New York’s avant-garde art and film scene of the early 1960s may have been dominated by the likes of Jonas Mekas and Andy Warhol, but “Barbara Rubin and the Exploding New York Underground” offers a fascinating recontextualization of that history, focusing on young Barbara Rubin’s integral role in shaping the era’s blossoming counterculture. Chuck Smith’s documentary is at once accessible and formally daring, echoing its subject’s style while simultaneously celebrating her radical achievements. It’s an enlightening nonfiction portrait of a feminist pioneer that, in this #MeToo era, should strike a timely chord.
Described as a “hot flame” because of her burning artistic engine, 18-year-old Rubin entered the orbit of experimental film godfather Mekas in 1963. That’s when he gave her a job at the Film-Makers’ Cooperative so she could secure her release from a psychiatric hospital, where she’d landed, courtesy of her parents, because of her feisty, independent behavior. Having developed a serious taste for drugs at the hospital, she brought an unconventional perspective and passion to her subsequent cinematic endeavors.
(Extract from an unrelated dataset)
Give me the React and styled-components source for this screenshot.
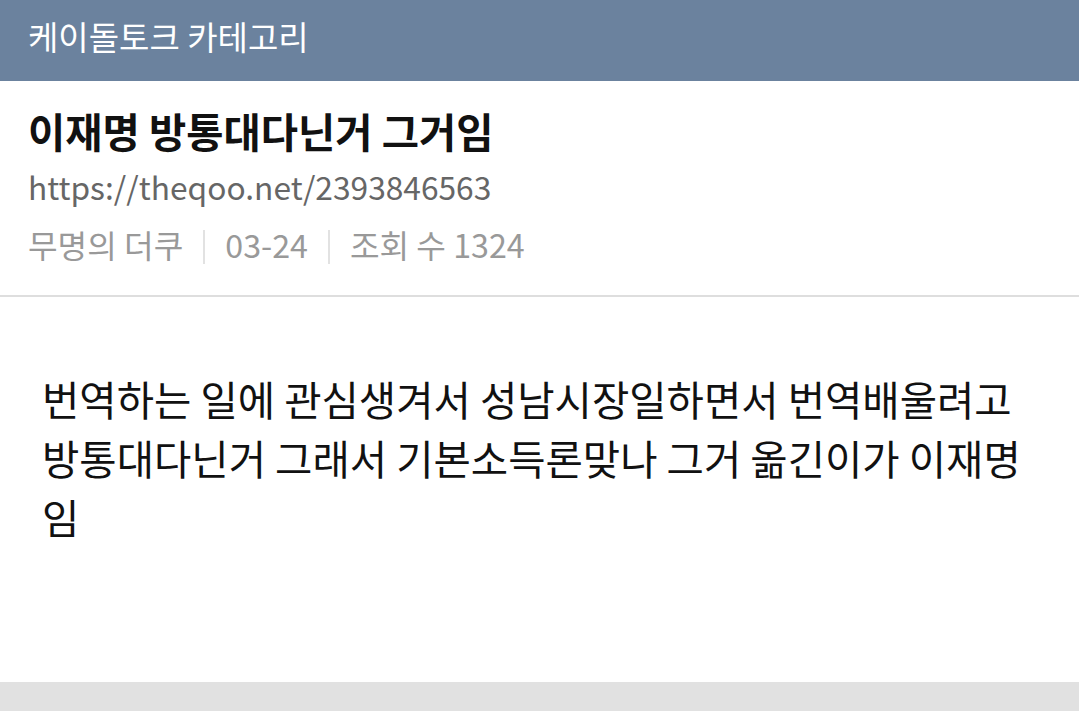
import React from "react";
import styled, { createGlobalStyle } from "styled-components";

const Global = createGlobalStyle`
  html, body { margin: 0; padding: 0; background: #fff; }
  body { font-family: "Noto Sans CJK KR", "Noto Sans", sans-serif; }
`;

const Page = styled.div`
  width: 1079px;
  height: 711px;
  display: flex;
  flex-direction: column;
  overflow: hidden;
`;

const Header = styled.div`
  height: 81px;
  background: #6b829e;
  color: #fff;
  font-size: 33px;
  display: flex;
  align-items: center;
  padding: 0 28px 10px;
  box-sizing: border-box;
`;

const Info = styled.div`
  padding: 22px 28px 0;
  height: 216px;
  box-sizing: border-box;
  border-bottom: 2px solid #dedede;
`;

const Title = styled.h1`
  margin: 0;
  font-size: 40.5px;
  font-weight: 700;
  color: #111;
  line-height: 56px;
`;

const Url = styled.div`
  font-size: 31.7px;
  color: #666;
  line-height: 55px;
`;

const Meta = styled.div`
  display: flex;
  align-items: center;
  font-size: 32.2px;
  color: #999;
  line-height: 60px;
`;

const Sep = styled.span`
  width: 2px;
  height: 34px;
  margin-top: 6px;
  background: #e2e2e2;
  margin-left: 20px;
  margin-right: 20px;
`;

const Body = styled.div`
  flex: 1;
  padding: 72px 42px 0;
  font-size: 40.6px;
  line-height: 59px;
  color: #111;
`;

const Footer = styled.div`
  height: 29px;
  background: #e1e1e1;
`;

export default function App() {
  return (
    <>
      <Global />
      <Page>
        <Header>케이돌토크 카테고리</Header>
        <Info>
          <Title>이재명 방통대다닌거 그거임</Title>
          <Url>https://theqoo.net/2393846563</Url>
          <Meta>
            <span>무명의 더쿠</span>
            <Sep />
            <span>03-24</span>
            <Sep />
            <span>조회 수 1324</span>
          </Meta>
        </Info>
        <Body>
          번역하는 일에 관심생겨서 성남시장일하면서 번역배울려고 방통대다닌거 그래서 기본소득론맞나 그거 옮긴이가 이재명임
        </Body>
        <Footer />
      </Page>
    </>
  );
}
Most famous was 1963’s “Christmas on Earth,” a 29-minute masterpiece in which two separate reels were projected simultaneously, one inside the other — the exterior footage being a closeup of a woman’s vagina, and the interior including nude painted and masked individuals engaged in sexual activity.
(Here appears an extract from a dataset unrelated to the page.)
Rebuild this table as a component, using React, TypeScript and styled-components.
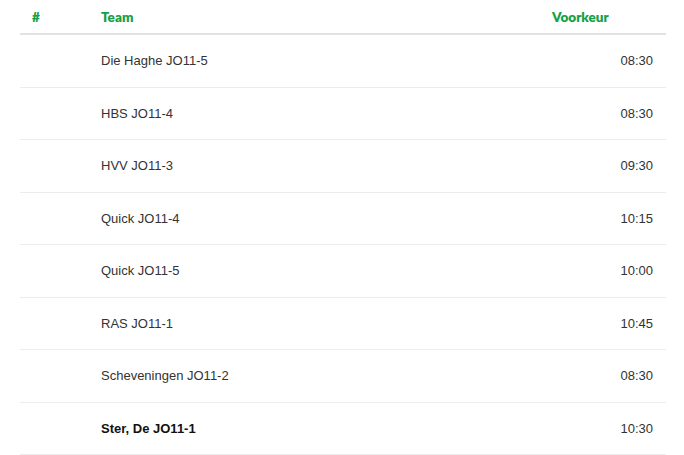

Pushing things even further than Jack Smith’s controversial “Flaming Creatures,” “Christmas on Earth” blazed a boundary-defining trail. “She was like the Joan of Arc of underground cinema,” opines critic J. Hoberman, while fellow critic (and Rubin friend) Amy Taubin remarks that the filmmaker had “the most transcendently beautiful face I’d ever seen.” Before long, Rubin was front and center in this male-saturated subculture; the documentary concentrates on her great ability not only to identify similarly eclectic, audacious talent, but to facilitate meetings between artists in order to further stimulate creativity — and to inspire them to seek out brave new frontiers.
Courtesy of anecdotes from friends, relatives, colleagues and admirers, as well as old photos and movies that are often set to narrated readings of letters Rubin wrote to Mekas and others, the documentary relays how Rubin introduced Warhol to Bob Dylan and the Velvet Underground, and also Dylan to the Kabbalah, the mystical strain of Judaism to which she was increasingly drawn. The documentary also spends time on her close relationship with Allen Ginsberg, with whom she eventually founded a sanctuary for poets in upstate New York, the two linked by a shared interest in finding new modes of expression, thought and existence.
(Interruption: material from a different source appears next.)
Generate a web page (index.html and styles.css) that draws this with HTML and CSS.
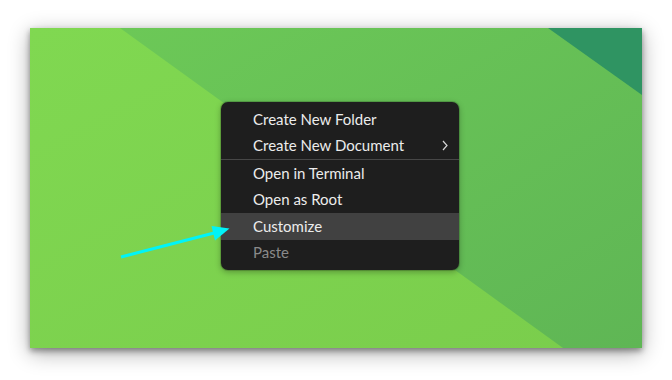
FILE: index.html
```html
<!DOCTYPE html>
<html>
<head>
<meta charset="utf-8">
<link rel="stylesheet" href="styles.css">
</head>
<body>
<div class="desktop">
  <svg class="wallpaper" width="612" height="320" viewBox="0 0 612 320">
    <defs>
      <linearGradient id="gl" x1="0" y1="0" x2="1" y2="1">
        <stop offset="0" stop-color="#80d851"/>
        <stop offset="1" stop-color="#7acd4c"/>
      </linearGradient>
      <linearGradient id="gm" x1="0" y1="0" x2="1" y2="1">
        <stop offset="0" stop-color="#6cc857"/>
        <stop offset="1" stop-color="#5fb655"/>
      </linearGradient>
    </defs>
    <rect width="612" height="320" fill="url(#gl)"/>
    <polygon points="90,0 612,0 612,320 533,320" fill="url(#gm)"/>
    <polygon points="518,0 612,0 612,67" fill="#2f9462"/>
  </svg>
  <div class="menu">
    <div class="item">Create New Folder</div>
    <div class="item has-sub">Create New Document
      <svg class="chev" width="6" height="11" viewBox="0 0 6 11"><path d="M1 1 L5 5.5 L1 10" fill="none" stroke="#d6d6d6" stroke-width="1.2"/></svg>
    </div>
    <div class="sep"></div>
    <div class="item">Open in Terminal</div>
    <div class="item">Open as Root</div>
    <div class="item active">Customize</div>
    <div class="item disabled">Paste</div>
  </div>
</div>
<svg class="arrow" width="672" height="380" viewBox="0 0 672 380">
  <line x1="121" y1="257" x2="216" y2="232.5" stroke="#00f4f8" stroke-width="3"/>
  <polygon points="229.5,228.5 211.5,226 215,240.5" fill="#00f4f8"/>
</svg>
</body>
</html>
```
FILE: styles.css
```css
html, body {
  margin: 0;
  padding: 0;
  background: #ffffff;
  width: 672px;
  height: 380px;
  overflow: hidden;
}
body {
  position: relative;
  font-family: Lato, "Noto Sans", sans-serif;
}
.desktop {
  position: relative;
  margin: 28px 0 0 30px;
  width: 612px;
  height: 320px;
  box-shadow: 0 3px 6px rgba(0,0,0,0.38), 0 5px 20px rgba(0,0,0,0.32);
}
.wallpaper {
  position: absolute;
  left: 0;
  top: 0;
  display: block;
}
.menu {
  position: absolute;
  left: 191px;
  top: 74px;
  width: 238px;
  box-sizing: border-box;
  padding: 4px 0 4px;
  background: #1e1e1e;
  border-radius: 7px;
  box-shadow: 0 0 0 1px rgba(0,0,0,0.15), 0 2px 6px rgba(0,0,0,0.3);
  overflow: hidden;
}
.item {
  height: 26.5px;
  display: flex;
  align-items: center;
  padding-left: 32px;
  padding-right: 11px;
  padding-bottom: 1px;
  box-sizing: border-box;
  color: #ececec;
  font-size: 15px;
}
.item.has-sub {
  justify-content: space-between;
}
.item .chev {
  display: block;
}
.item.active {
  background: #414141;
}
.item.disabled {
  color: #8a8a8a;
}
.sep {
  height: 1px;
  background: #474747;
}
.arrow {
  position: absolute;
  left: 0;
  top: 0;
  pointer-events: none;
}
```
After her falling out with Ginsberg (over, among other things, her desire to have his child), Rubin retreated into an ultra-orthodox Jewish community, where she remained as a wife and mother for the rest of her too-brief life (she died after giving birth to her fifth child in 1980). To those who’d known her during her heady artistic days, this turn of events — becoming a subservient religious homemaker — was nothing short of stunning. The documentary, however, suggests that her embrace of a Kabbalah tradition led by men was, perhaps, another extension of her lifelong subversive desire to upend societal gender norms by thriving in milieus that typically boxed out women.
With incisive and enthusiastic commentary from everyone involved, “Barbara Rubin and the Exploding New York Underground” recounts its story with infectious energy, and uses overlapping color-coded imagery that conjures the spirit of a Zelig-like figure whose contributions to the counterculture were, the director persuasively argues, invaluable.